• What you will do: Find each line containing the string "page" and return it.

Excerpt from a dataset
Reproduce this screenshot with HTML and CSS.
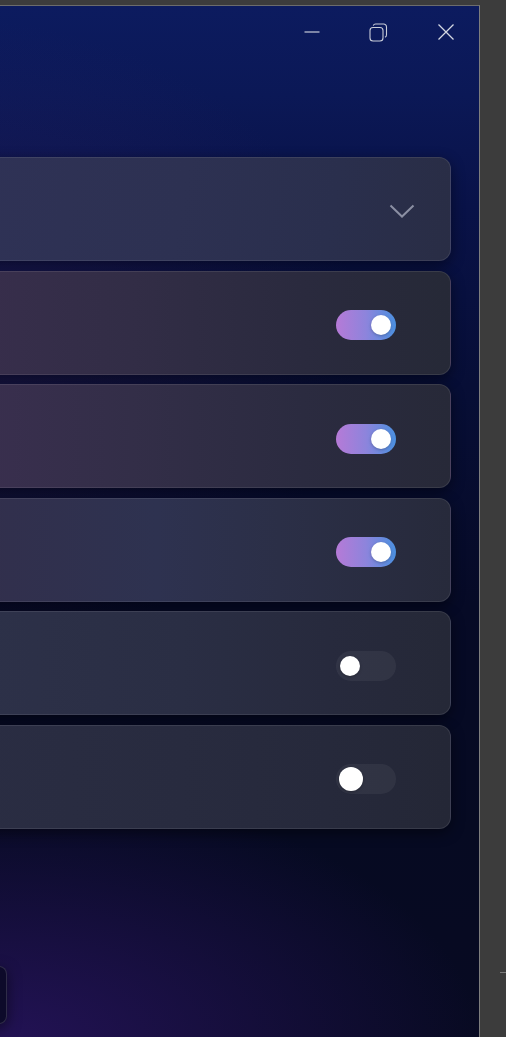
FILE: index.html
```html
<!DOCTYPE html>
<html lang="en">
<head>
<meta charset="utf-8">
<title>Settings</title>
<link rel="stylesheet" href="styles.css">
</head>
<body>
<div class="screen">
  <div class="window">
    <div class="titlebar">
      <button class="ctl" aria-label="Minimize">
        <svg width="16" height="2" viewBox="0 0 16 2"><line x1="0.5" y1="1" x2="15.5" y2="1" stroke="#c9cdd9" stroke-width="1.2"/></svg>
      </button>
      <button class="ctl" aria-label="Restore">
        <svg width="19" height="19" viewBox="0 0 19 19" fill="none" stroke="#c9cdd9" stroke-width="1.1">
          <rect x="1" y="4.5" width="13" height="13.5" rx="3"/>
          <path d="M4.2 2.6 A2.6 2.6 0 0 1 6.6 1 H14.6 A2.9 2.9 0 0 1 17.5 3.9 V11.6 A2.6 2.6 0 0 1 16 14.2"/>
        </svg>
      </button>
      <button class="ctl" aria-label="Close">
        <svg width="16" height="16" viewBox="0 0 16 16"><path d="M0.5 0.5 L15.5 15.5 M15.5 0.5 L0.5 15.5" stroke="#d4d8e3" stroke-width="1.3"/></svg>
      </button>
    </div>

    <div class="cards">
      <div class="card c1 card-select">
        <svg class="chevron" width="26" height="15" viewBox="0 0 26 15"><polyline points="1.5,1.5 13,12.5 24.5,1.5" fill="none" stroke="#8b8fa3" stroke-width="2"/></svg>
      </div>
      <div class="card c2"><span class="toggle on"><span class="knob"></span></span></div>
      <div class="card c3"><span class="toggle on"><span class="knob"></span></span></div>
      <div class="card c4"><span class="toggle on"><span class="knob"></span></span></div>
      <div class="card c5"><span class="toggle off"><span class="knob"></span></span></div>
      <div class="card c6"><span class="toggle off"><span class="knob big"></span></span></div>
    </div>

    <div class="footer">
      <button class="footer-btn" aria-label="Action"></button>
    </div>
  </div>
  <div class="side"><span class="tick"></span></div>
</div>
</body>
</html>
```

FILE: styles.css
```css
html, body {
  margin: 0;
  padding: 0;
}
body {
  background: #3c3c3c;
  font-family: "Segoe UI", "Noto Sans", "Liberation Sans", sans-serif;
  overflow: hidden;
  height: 1037px;
}
.screen {
  display: flex;
  padding-top: 5px;
  height: 1032px;
}
.window {
  flex: none;
  margin-left: -300px;
  width: 779px;
  height: 1040px;
  border-top: 1px solid #6c6c6c;
  border-right: 1px solid #7d7d7d;
  display: flex;
  flex-direction: column;
  background:
    radial-gradient(ellipse 480px 260px at 300px 100%, rgba(40, 20, 95, 0.85), rgba(40, 20, 95, 0) 100%),
    radial-gradient(ellipse 420px 320px at 240px 330px, rgba(70, 40, 110, 0.3), rgba(70, 40, 110, 0) 100%),
    linear-gradient(180deg, #0c1b5f 0px, #0b1856 90px, #091248 200px, #070e36 380px, #060a26 600px, #060a22 820px, #080a22 100%);
}
.titlebar {
  height: 52px;
  display: flex;
  justify-content: flex-end;
  flex: none;
}
.ctl {
  width: 67px;
  height: 52px;
  background: none;
  border: 0;
  padding: 0;
  display: flex;
  align-items: center;
  justify-content: center;
}
.cards {
  display: flex;
  flex-direction: column;
  gap: 9.6px;
  padding: 99px 28px 0 260px;
}
.card {
  height: 104px;
  box-sizing: border-box;
  border: 1px solid rgba(255, 255, 255, 0.09);
  border-radius: 12px;
  display: flex;
  align-items: center;
  justify-content: flex-end;
  padding: 5px 54px 0 0;
  box-shadow: 0 4px 14px rgba(0, 0, 0, 0.45);
}
.card-select {
  padding: 4px 35px 0 0;
}
.c1 { background: linear-gradient(100deg, #2f3256 0%, #2d3152 45%, #2a2f4d 75%, #292d45 100%); }
.c2 { background: linear-gradient(90deg, #382e4c 0%, #322d46 35%, #2a2a3e 70%, #262937 100%); }
.c3 { background: linear-gradient(90deg, #3a2f4f 0%, #332e48 35%, #2b2b40 70%, #272938 100%); }
.c4 { background: linear-gradient(90deg, #322f4c 0%, #2e3250 40%, #2b2f47 65%, #272a3b 100%); }
.c5 { background: linear-gradient(90deg, #2d3149 0%, #2a2e44 45%, #272a3d 75%, #252837 100%); }
.c6 { background: linear-gradient(90deg, #2a2d43 0%, #282b3f 45%, #26293b 75%, #242736 100%); }

.toggle {
  width: 60px;
  height: 30px;
  border-radius: 15px;
  box-sizing: border-box;
  display: flex;
  align-items: center;
}
.toggle.on {
  background: linear-gradient(90deg, #b67ad7 0%, #8d84dc 50%, #4b90e0 100%);
  justify-content: flex-end;
  padding-right: 5px;
}
.toggle.off {
  background: rgba(255, 255, 255, 0.055);
  justify-content: flex-start;
  padding-left: 4px;
}
.knob {
  width: 20px;
  height: 20px;
  border-radius: 50%;
  background: #ffffff;
  box-shadow: 0 1px 3px rgba(0, 0, 0, 0.25);
}
.knob.big {
  width: 24px;
  height: 24px;
  margin-left: -1px;
}
.footer {
  padding: 137px 0 0 107px;
}
.footer-btn {
  display: block;
  width: 200px;
  height: 58px;
  border: 1px solid rgba(255, 255, 255, 0.14);
  border-radius: 8px;
  background: #0d0a2a;
  box-shadow: 0 4px 14px rgba(0, 0, 0, 0.5);
}
.side {
  flex: 1;
  display: flex;
  flex-direction: column;
  align-items: flex-end;
}
.tick {
  display: block;
  margin-top: 967px;
  width: 6px;
  height: 1px;
  background: #7a7a7a;
}
```
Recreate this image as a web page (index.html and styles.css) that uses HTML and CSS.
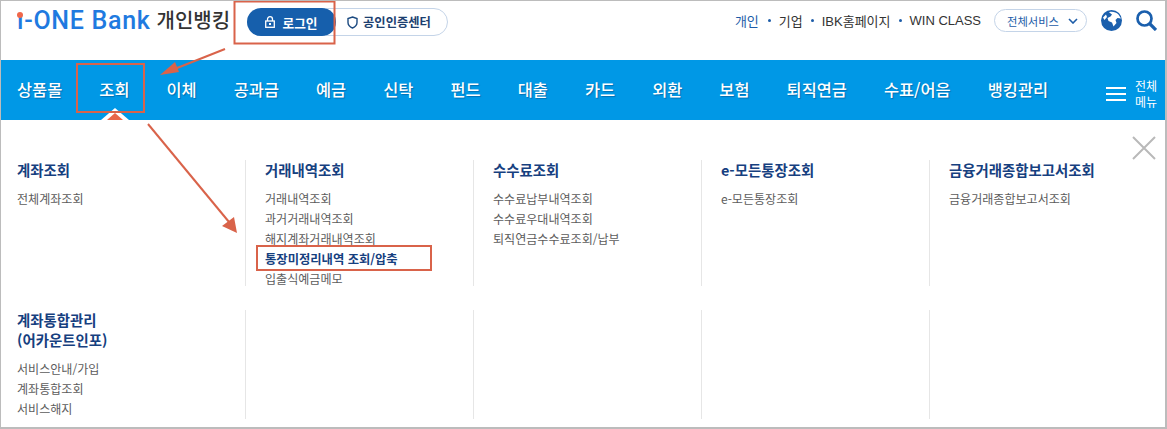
FILE: index.html
```html
<!DOCTYPE html>
<html lang="ko">
  <head>
    <meta charset="UTF-8" />
    <title>i-ONE Bank 개인뱅킹</title>
    <link rel="stylesheet" href="styles.css">
  </head>
  <body>
    <div class="frame">
      <div class="header">
        <div class="logo"><span class="logo-i">ı</span>-ONE Bank</div>
        <div class="logo-sub">개인뱅킹</div>
        <div class="auth">
          <a class="btn-login">
            <svg width="10" height="12" viewBox="0 0 10 12"><path d="M2.5 5V3.2a2.5 2.5 0 0 1 5 0V5" fill="none" stroke="#fff" stroke-width="1.3"/><rect x="0.7" y="5" width="8.6" height="6.3" fill="none" stroke="#fff" stroke-width="1.3"/><rect x="4" y="7" width="2" height="2" fill="#fff"/></svg>
            로그인
          </a>
          <a class="btn-cert">
            <svg width="11" height="13" viewBox="0 0 11 13"><path d="M5.5 1 L10 2.5 V6.5 C10 9.3 8 11 5.5 12 C3 11 1 9.3 1 6.5 V2.5 Z" fill="none" stroke="#1c4a80" stroke-width="1.4"/></svg>
            공인인증센터
          </a>
        </div>
        <div class="util">
          <a class="util-link active">개인</a>
          <i class="dot"></i>
          <a class="util-link">기업</a>
          <i class="dot"></i>
          <a class="util-link">IBK홈페이지</a>
          <i class="dot"></i>
          <a class="util-link">WIN CLASS</a>
          <a class="pill">전체서비스
            <svg width="10" height="6" viewBox="0 0 10 6"><path d="M1 1 L5 5 L9 1" fill="none" stroke="#1c5ca8" stroke-width="1.6"/></svg>
          </a>
          <svg class="globe" width="21" height="21" viewBox="0 0 21 21"><circle cx="10.5" cy="10.5" r="10.5" fill="#1a5fad"/><path d="M8 2.2 C11 1.2 15 2 17.5 4.5 L20 8.5 L16.5 8 L14.5 10 L15.5 13 L12.5 16.5 L11 12.5 L7.5 11 L6.5 8 L9.5 6.5 L11 4.5 Z" fill="#fff"/><path d="M2 7.5 L5 4.5 L6 7 L3.5 10 Z" fill="#fff"/></svg>
          <svg class="search" width="21" height="21" viewBox="0 0 21 21"><circle cx="8.5" cy="8.5" r="7" fill="none" stroke="#1a5fad" stroke-width="2.7"/><path d="M13.5 13.5 L20 20" stroke="#1a5fad" stroke-width="3.2"/></svg>
        </div>
      </div>

      <div class="nav">
        <a>상품몰</a>
        <a>조회</a>
        <a>이체</a>
        <a>공과금</a>
        <a>예금</a>
        <a>신탁</a>
        <a>펀드</a>
        <a>대출</a>
        <a>카드</a>
        <a>외환</a>
        <a>보험</a>
        <a>퇴직연금</a>
        <a>수표/어음</a>
        <a>뱅킹관리</a>
        <div class="all-menu">
          <span class="burger"><i></i><i></i><i></i></span>
          <span class="all-text">전체<br>메뉴</span>
        </div>
      </div>

      <div class="menu">
        <div class="menu-row">
          <div class="col">
            <h3>계좌조회</h3>
            <a>전체계좌조회</a>
          </div>
          <div class="col">
            <h3>거래내역조회</h3>
            <a>거래내역조회</a>
            <a>과거거래내역조회</a>
            <a>해지계좌거래내역조회</a>
            <a class="current">통장미정리내역 조회/압축</a>
            <a>입출식예금메모</a>
          </div>
          <div class="col">
            <h3>수수료조회</h3>
            <a>수수료납부내역조회</a>
            <a>수수료우대내역조회</a>
            <a>퇴직연금수수료조회/납부</a>
          </div>
          <div class="col">
            <h3>e-모든통장조회</h3>
            <a>e-모든통장조회</a>
          </div>
          <div class="col">
            <h3>금융거래종합보고서조회</h3>
            <a>금융거래종합보고서조회</a>
          </div>
        </div>
        <div class="menu-row">
          <div class="col">
            <h3>계좌통합관리<br>(어카운트인포)</h3>
            <a>서비스안내/가입</a>
            <a>계좌통합조회</a>
            <a>서비스해지</a>
          </div>
          <div class="col"></div>
          <div class="col"></div>
          <div class="col"></div>
          <div class="col"></div>
        </div>
        <svg class="close" width="24" height="24" viewBox="0 0 24 24"><path d="M1 1 L23 23 M23 1 L1 23" stroke="#b9b9b9" stroke-width="2"/></svg>
      </div>

      <!-- caret and the red marks drawn over the page -->
      <svg class="marks" width="1167" height="429" viewBox="0 0 1167 429">
        <path d="M115 108 L129 120 L101 120 Z" fill="#fff"/>
        <path d="M115 113 L123 120 L107 120 Z" fill="#e8674a"/>
        <g fill="none" stroke="#d9634a" stroke-width="2">
          <rect x="234.5" y="1.5" width="100" height="42"/>
          <rect x="77" y="64" width="67" height="48"/>
          <rect x="257" y="246" width="174" height="24"/>
          <path d="M225 49 L172 70"/>
          <path d="M148 124 L229 222"/>
        </g>
        <path d="M160 75 L175 62 L179 72 Z" fill="#d9634a"/>
        <path d="M237 233 L222 226 L234 217 Z" fill="#d9634a"/>
      </svg>
    </div>
  </body>
</html>
```

FILE: styles.css
```css
* {
  box-sizing: border-box;
}
body {
  margin: 0;
  font-family: "Noto Sans CJK KR", "Noto Sans", sans-serif;
  background-color: #fff;
}
h3 {
  margin: 0;
}
.frame {
  position: relative;
  width: 1167px;
  height: 429px;
  overflow: hidden;
  border: 1px solid #bcbcbc;
  border-width: 1px 2px 2px 1px;
}
.header {
  display: flex;
  align-items: flex-start;
  height: 59px;
  padding-left: 16px;
}
.logo {
  margin-top: 3px;
  font-family: Roboto, "Liberation Sans", sans-serif;
  font-size: 25px;
  font-weight: 500;
  line-height: 34px;
  letter-spacing: 0.7px;
  color: #1f7ae0;
  white-space: nowrap;
}
.logo-i {
  position: relative;
}
.logo-i::before {
  content: "";
  position: absolute;
  top: 6px;
  left: 0;
  width: 6px;
  height: 6px;
  border-radius: 50%;
  background-color: #f0674a;
}
.logo-sub {
  margin: 2px 0 0 6px;
  font-size: 20px;
  font-weight: 500;
  line-height: 34px;
  color: #333;
}
.auth {
  position: absolute;
  top: 7px;
  left: 246px;
  display: flex;
}
.btn-login {
  position: relative;
  display: flex;
  align-items: center;
  justify-content: center;
  gap: 7px;
  width: 89px;
  height: 28px;
  border-radius: 14px;
  background-color: #165fac;
  color: #fff;
  font-size: 12.7px;
  font-weight: 700;
}
.btn-cert {
  display: flex;
  align-items: center;
  gap: 5px;
  width: 122px;
  height: 28px;
  margin-left: -10px;
  padding-left: 20px;
  border: 1px solid #c4d4e8;
  border-radius: 0 14px 14px 0;
  color: #1c3f70;
  font-size: 12.3px;
  font-weight: 700;
}
.util {
  display: flex;
  align-items: center;
  height: 23px;
  margin: 8px 0 0 auto;
  padding-right: 8px;
  font-family: "Liberation Sans", "Noto Sans CJK KR", sans-serif;
  font-size: 13px;
  color: #333;
}
.util-link.active {
  margin-right: 1px;
  color: #1c5ca8;
}
.dot {
  width: 3px;
  height: 3px;
  margin: 0 8px;
  border-radius: 50%;
  background-color: #1c5ca8;
}
.pill {
  display: flex;
  align-items: center;
  gap: 9px;
  height: 23px;
  margin-left: 13px;
  padding: 0 8px 0 12px;
  border: 1px solid #c4d4e8;
  border-radius: 12px;
  color: #1c5ca8;
  font-size: 11.3px;
}
.globe {
  margin-left: 14px;
}
.search {
  margin-left: 14px;
}
.nav {
  display: flex;
  align-items: center;
  gap: 37.05px;
  height: 60px;
  padding: 0 0 2px 16px;
  background-color: #0098e6;
  color: #fff;
  font-size: 16.4px;
  font-weight: 500;
  text-shadow: 1px 1px 1px rgba(0, 40, 90, 0.35);
}
.all-menu {
  display: flex;
  align-items: center;
  gap: 9px;
  margin-left: auto;
  padding: 10px 8px 0 0;
  font-weight: 400;
  text-shadow: none;
}
.burger {
  display: flex;
  flex-direction: column;
  gap: 4px;
}
.burger i {
  display: block;
  width: 20px;
  height: 2px;
  background-color: #fff;
}
.all-text {
  font-size: 12px;
  line-height: 16px;
  text-align: center;
}
.menu {
  position: relative;
  display: flex;
  flex-direction: column;
  gap: 24px;
  padding-top: 40px;
}
.menu-row {
  display: grid;
  grid-template-columns: 244px repeat(4, 228px);
}
.col {
  padding-left: 19px;
  border-left: 1px solid #e6e6e6;
}
.col:first-child {
  padding-left: 16px;
  border-left: none;
}
.menu-row:first-child .col {
  height: 126px;
}
.menu-row:last-child .col {
  height: 103px;
}
.col h3 {
  margin-bottom: 9px;
  font-size: 14.4px;
  font-weight: 700;
  line-height: 20px;
  color: #16407f;
}
.menu-row:last-child h3 {
  margin-bottom: 8px;
  line-height: 17px;
}
.col a {
  display: block;
  font-size: 12.05px;
  line-height: 20px;
  color: #5c5c5c;
  white-space: nowrap;
}
.col a.current {
  font-size: 12.3px;
  font-weight: 700;
  color: #16407f;
}
.close {
  position: absolute;
  top: 16px;
  right: 9px;
}
.marks {
  position: absolute;
  top: -1px;
  left: -1px;
  pointer-events: none;
}
```
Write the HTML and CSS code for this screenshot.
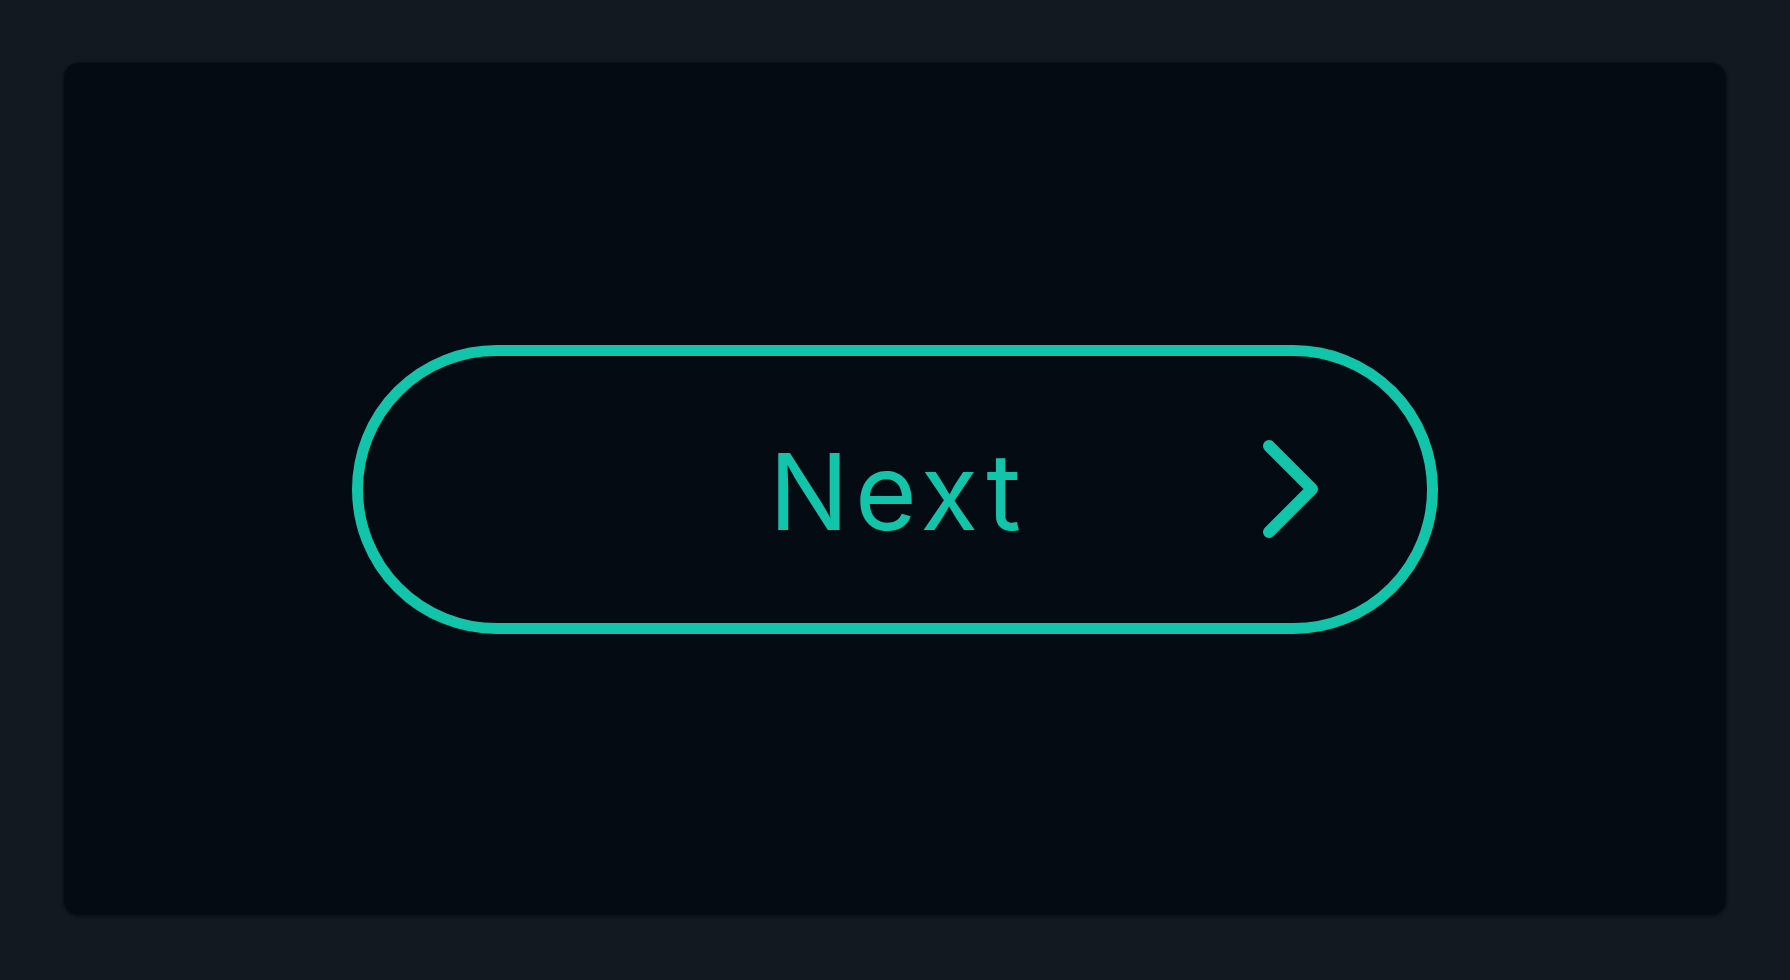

• Correct result:
Recreate this image as a web page (index.html and styles.css) that uses HTML and CSS.
      <!-- caret and the red marks drawn over the page -->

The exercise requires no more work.